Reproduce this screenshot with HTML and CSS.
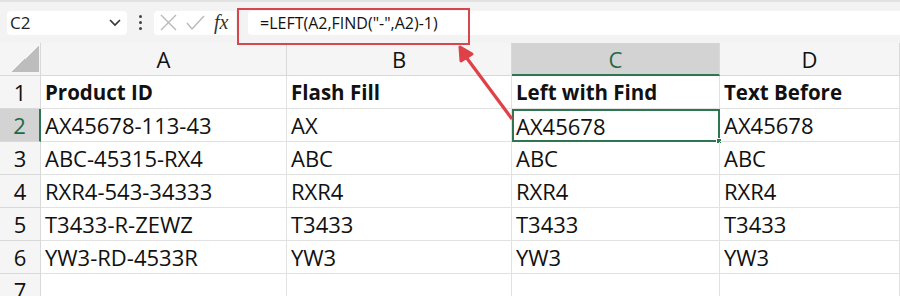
FILE: index.html
```html
<!DOCTYPE html>
<html lang="en">

<head>
    <meta charset="UTF-8">
    <meta name="viewport" content="width=device-width, initial-scale=1.0">
    <title>Left with Find</title>

    <link rel="stylesheet" href="styles.css">
</head>

<body>
    <div class="bar">
        <div class="namebox">
            <span>C2</span>
            <svg width="14" height="10" viewBox="0 0 14 10"><path d="M2 2 L7 7 L12 2" fill="none" stroke="#333" stroke-width="1.6"/></svg>
        </div>
        <div class="dots"><i></i><i></i><i></i></div>
        <div class="fnbox">
            <svg width="19" height="19" viewBox="0 0 19 19"><path d="M2 2 L17 17 M17 2 L2 17" stroke="#b9b9b9" stroke-width="1.4"/></svg>
            <svg width="21" height="19" viewBox="0 0 21 19"><path d="M2 10 L7 16 L19 3" fill="none" stroke="#b9b9b9" stroke-width="1.4"/></svg>
            <span class="fx">fx</span>
        </div>
        <div class="formula">=LEFT(A2,FIND("-",A2)-1)</div>
    </div>

    <div class="sheet">
        <div class="corner"><span></span></div>
        <div class="colhead">A</div>
        <div class="colhead">B</div>
        <div class="colhead sel">C</div>
        <div class="colhead">D</div>

        <div class="rowhead">1</div>
        <div class="cell b">Product ID</div>
        <div class="cell b">Flash Fill</div>
        <div class="cell b">Left with Find</div>
        <div class="cell b">Text Before</div>

        <div class="rowhead sel">2</div>
        <div class="cell">AX45678-113-43</div>
        <div class="cell">AX</div>
        <div class="cell active">AX45678<span class="handle"></span></div>
        <div class="cell">AX45678</div>

        <div class="rowhead">3</div>
        <div class="cell">ABC-45315-RX4</div>
        <div class="cell">ABC</div>
        <div class="cell">ABC</div>
        <div class="cell">ABC</div>

        <div class="rowhead">4</div>
        <div class="cell">RXR4-543-34333</div>
        <div class="cell">RXR4</div>
        <div class="cell">RXR4</div>
        <div class="cell">RXR4</div>

        <div class="rowhead">5</div>
        <div class="cell">T3433-R-ZEWZ</div>
        <div class="cell">T3433</div>
        <div class="cell">T3433</div>
        <div class="cell">T3433</div>

        <div class="rowhead">6</div>
        <div class="cell">YW3-RD-4533R</div>
        <div class="cell">YW3</div>
        <div class="cell">YW3</div>
        <div class="cell">YW3</div>

        <div class="rowhead">7</div>
        <div class="cell"></div>
        <div class="cell"></div>
        <div class="cell"></div>
        <div class="cell"></div>
    </div>

    <!-- callout over the sheet -->
    <div class="callout"></div>
    <svg class="arrow" width="900" height="296" viewBox="0 0 900 296">
        <path d="M512 119 L466 57" stroke="#e04048" stroke-width="3.2" fill="none"/>
        <path d="M460 47 L472 54 L461 61 Z" fill="#e04048" stroke="#e04048" stroke-width="3" stroke-linejoin="round"/>
    </svg>
</body>

</html>
```

FILE: styles.css
```css
* {
    margin: 0;
    padding: 0;
    box-sizing: border-box;
}

body {
    width: 900px;
    height: 296px;
    overflow: hidden;
    background-color: #fff;
    font-family: "Open Sans", "Liberation Sans", sans-serif;
    color: #111;
    position: relative;
}

.bar {
    height: 43px;
    background-color: #f3f3f3;
    border-top: 2px solid #e2e2e2;
    display: flex;
    align-items: center;
    padding: 0 0 0 7px;
}

.namebox {
    width: 120px;
    height: 24px;
    background-color: #fff;
    border-radius: 4px;
    display: flex;
    align-items: center;
    justify-content: space-between;
    padding: 0 5px 0 3px;
    font-size: 17px;
    color: #222;
}

.dots {
    width: 27px;
    display: flex;
    flex-direction: column;
    align-items: center;
    gap: 3px;
}

.dots i {
    width: 3px;
    height: 3px;
    border-radius: 50%;
    background-color: #444;
}

.fnbox {
    width: 82px;
    height: 24px;
    background-color: #fff;
    border-radius: 4px 0 0 4px;
    display: flex;
    align-items: center;
    gap: 7px;
    padding-left: 5px;
}

.fx {
    font-family: "Liberation Serif", serif;
    font-style: italic;
    font-size: 20px;
    color: #333;
    margin-left: 1px;
}

.formula {
    flex: 1;
    height: 24px;
    margin-left: 12px;
    background-color: #fff;
    border-radius: 4px 0 0 4px;
    padding-left: 12px;
    font-size: 16px;
    line-height: 24px;
    color: #111;
}

.sheet {
    display: grid;
    grid-template-columns: 41px 246px 225px 208px 180px;
    grid-template-rows: 33px repeat(7, 33px);
}

.corner,
.colhead,
.rowhead {
    background-color: #f5f5f5;
    border-right: 1px solid #d9d9d9;
    border-bottom: 1px solid #d9d9d9;
    font-size: 22px;
    color: #111;
    display: flex;
    justify-content: center;
    align-items: center;
}

.corner {
    align-items: flex-end;
    justify-content: flex-end;
    padding: 0 1px 3px 0;
}

.corner span {
    width: 28px;
    height: 26px;
    background: linear-gradient(to bottom right, transparent 50%, #bdbdbd 50%);
}

.colhead.sel {
    background-color: #d3d3d3;
    color: #1f6b43;
    border-bottom: 2px solid #2e7552;
}

.rowhead.sel {
    background-color: #d3d3d3;
    color: #1f6b43;
    border-right: 2px solid #2e7552;
}

.cell {
    border-right: 1px solid #e1e1e1;
    border-bottom: 1px solid #e1e1e1;
    font-size: 22px;
    padding-left: 4px;
    display: flex;
    align-items: center;
    white-space: nowrap;
    position: relative;
}

.cell.b {
    font-weight: bold;
    font-size: 20.5px;
}

.cell.active {
    border: 2px solid #2e7552;
    padding-left: 2px;
}

.handle {
    position: absolute;
    right: -4px;
    bottom: -4px;
    width: 6px;
    height: 6px;
    background-color: #2e7552;
    border: 1px solid #fff;
}

.callout {
    position: absolute;
    left: 237px;
    top: 8px;
    width: 233px;
    height: 37px;
    border: 2px solid #d9454c;
}

.arrow {
    position: absolute;
    left: 0;
    top: 0;
}
```
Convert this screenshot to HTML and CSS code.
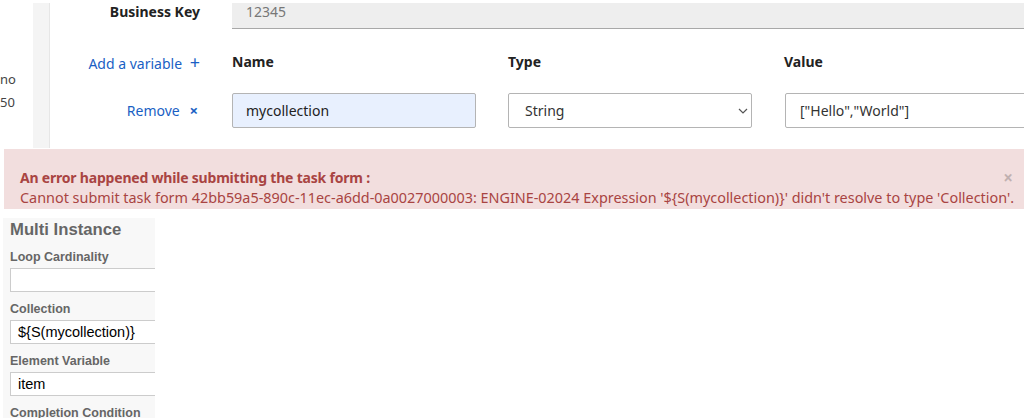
|---|
*Stated problem*: Quote all the records verbatim, dropping any pictures from your copy.

*Solution*:
Reproduce this screenshot with HTML and CSS.
FILE: index.html
```html
<!DOCTYPE html>
<html lang="en">

<head>
    <meta charset="UTF-8">
    <meta name="viewport" content="width=device-width, initial-scale=1.0">
    <title>Left with Find</title>

    <link rel="stylesheet" href="styles.css">
</head>

<body>
    <div class="bar">
        <div class="namebox">
            <span>C2</span>
            <svg width="14" height="10" viewBox="0 0 14 10"><path d="M2 2 L7 7 L12 2" fill="none" stroke="#333" stroke-width="1.6"/></svg>
        </div>
        <div class="dots"><i></i><i></i><i></i></div>
        <div class="fnbox">
            <svg width="19" height="19" viewBox="0 0 19 19"><path d="M2 2 L17 17 M17 2 L2 17" stroke="#b9b9b9" stroke-width="1.4"/></svg>
            <svg width="21" height="19" viewBox="0 0 21 19"><path d="M2 10 L7 16 L19 3" fill="none" stroke="#b9b9b9" stroke-width="1.4"/></svg>
            <span class="fx">fx</span>
        </div>
        <div class="formula">=LEFT(A2,FIND("-",A2)-1)</div>
    </div>

    <div class="sheet">
        <div class="corner"><span></span></div>
        <div class="colhead">A</div>
        <div class="colhead">B</div>
        <div class="colhead sel">C</div>
        <div class="colhead">D</div>

        <div class="rowhead">1</div>
        <div class="cell b">Product ID</div>
        <div class="cell b">Flash Fill</div>
        <div class="cell b">Left with Find</div>
        <div class="cell b">Text Before</div>

        <div class="rowhead sel">2</div>
        <div class="cell">AX45678-113-43</div>
        <div class="cell">AX</div>
        <div class="cell active">AX45678<span class="handle"></span></div>
        <div class="cell">AX45678</div>

        <div class="rowhead">3</div>
        <div class="cell">ABC-45315-RX4</div>
        <div class="cell">ABC</div>
        <div class="cell">ABC</div>
        <div class="cell">ABC</div>

        <div class="rowhead">4</div>
        <div class="cell">RXR4-543-34333</div>
        <div class="cell">RXR4</div>
        <div class="cell">RXR4</div>
        <div class="cell">RXR4</div>

        <div class="rowhead">5</div>
        <div class="cell">T3433-R-ZEWZ</div>
        <div class="cell">T3433</div>
        <div class="cell">T3433</div>
        <div class="cell">T3433</div>

        <div class="rowhead">6</div>
        <div class="cell">YW3-RD-4533R</div>
        <div class="cell">YW3</div>
        <div class="cell">YW3</div>
        <div class="cell">YW3</div>

        <div class="rowhead">7</div>
        <div class="cell"></div>
        <div class="cell"></div>
        <div class="cell"></div>
        <div class="cell"></div>
    </div>

    <!-- callout over the sheet -->
    <div class="callout"></div>
    <svg class="arrow" width="900" height="296" viewBox="0 0 900 296">
        <path d="M512 119 L466 57" stroke="#e04048" stroke-width="3.2" fill="none"/>
        <path d="M460 47 L472 54 L461 61 Z" fill="#e04048" stroke="#e04048" stroke-width="3" stroke-linejoin="round"/>
    </svg>
</body>

</html>
```

FILE: styles.css
```css
* {
    margin: 0;
    padding: 0;
    box-sizing: border-box;
}

body {
    width: 900px;
    height: 296px;
    overflow: hidden;
    background-color: #fff;
    font-family: "Open Sans", "Liberation Sans", sans-serif;
    color: #111;
    position: relative;
}

.bar {
    height: 43px;
    background-color: #f3f3f3;
    border-top: 2px solid #e2e2e2;
    display: flex;
    align-items: center;
    padding: 0 0 0 7px;
}

.namebox {
    width: 120px;
    height: 24px;
    background-color: #fff;
    border-radius: 4px;
    display: flex;
    align-items: center;
    justify-content: space-between;
    padding: 0 5px 0 3px;
    font-size: 17px;
    color: #222;
}

.dots {
    width: 27px;
    display: flex;
    flex-direction: column;
    align-items: center;
    gap: 3px;
}

.dots i {
    width: 3px;
    height: 3px;
    border-radius: 50%;
    background-color: #444;
}

.fnbox {
    width: 82px;
    height: 24px;
    background-color: #fff;
    border-radius: 4px 0 0 4px;
    display: flex;
    align-items: center;
    gap: 7px;
    padding-left: 5px;
}

.fx {
    font-family: "Liberation Serif", serif;
    font-style: italic;
    font-size: 20px;
    color: #333;
    margin-left: 1px;
}

.formula {
    flex: 1;
    height: 24px;
    margin-left: 12px;
    background-color: #fff;
    border-radius: 4px 0 0 4px;
    padding-left: 12px;
    font-size: 16px;
    line-height: 24px;
    color: #111;
}

.sheet {
    display: grid;
    grid-template-columns: 41px 246px 225px 208px 180px;
    grid-template-rows: 33px repeat(7, 33px);
}

.corner,
.colhead,
.rowhead {
    background-color: #f5f5f5;
    border-right: 1px solid #d9d9d9;
    border-bottom: 1px solid #d9d9d9;
    font-size: 22px;
    color: #111;
    display: flex;
    justify-content: center;
    align-items: center;
}

.corner {
    align-items: flex-end;
    justify-content: flex-end;
    padding: 0 1px 3px 0;
}

.corner span {
    width: 28px;
    height: 26px;
    background: linear-gradient(to bottom right, transparent 50%, #bdbdbd 50%);
}

.colhead.sel {
    background-color: #d3d3d3;
    color: #1f6b43;
    border-bottom: 2px solid #2e7552;
}

.rowhead.sel {
    background-color: #d3d3d3;
    color: #1f6b43;
    border-right: 2px solid #2e7552;
}

.cell {
    border-right: 1px solid #e1e1e1;
    border-bottom: 1px solid #e1e1e1;
    font-size: 22px;
    padding-left: 4px;
    display: flex;
    align-items: center;
    white-space: nowrap;
    position: relative;
}

.cell.b {
    font-weight: bold;
    font-size: 20.5px;
}

.cell.active {
    border: 2px solid #2e7552;
    padding-left: 2px;
}

.handle {
    position: absolute;
    right: -4px;
    bottom: -4px;
    width: 6px;
    height: 6px;
    background-color: #2e7552;
    border: 1px solid #fff;
}

.callout {
    position: absolute;
    left: 237px;
    top: 8px;
    width: 233px;
    height: 37px;
    border: 2px solid #d9454c;
}

.arrow {
    position: absolute;
    left: 0;
    top: 0;
}
```
Convert this screenshot to HTML and CSS code.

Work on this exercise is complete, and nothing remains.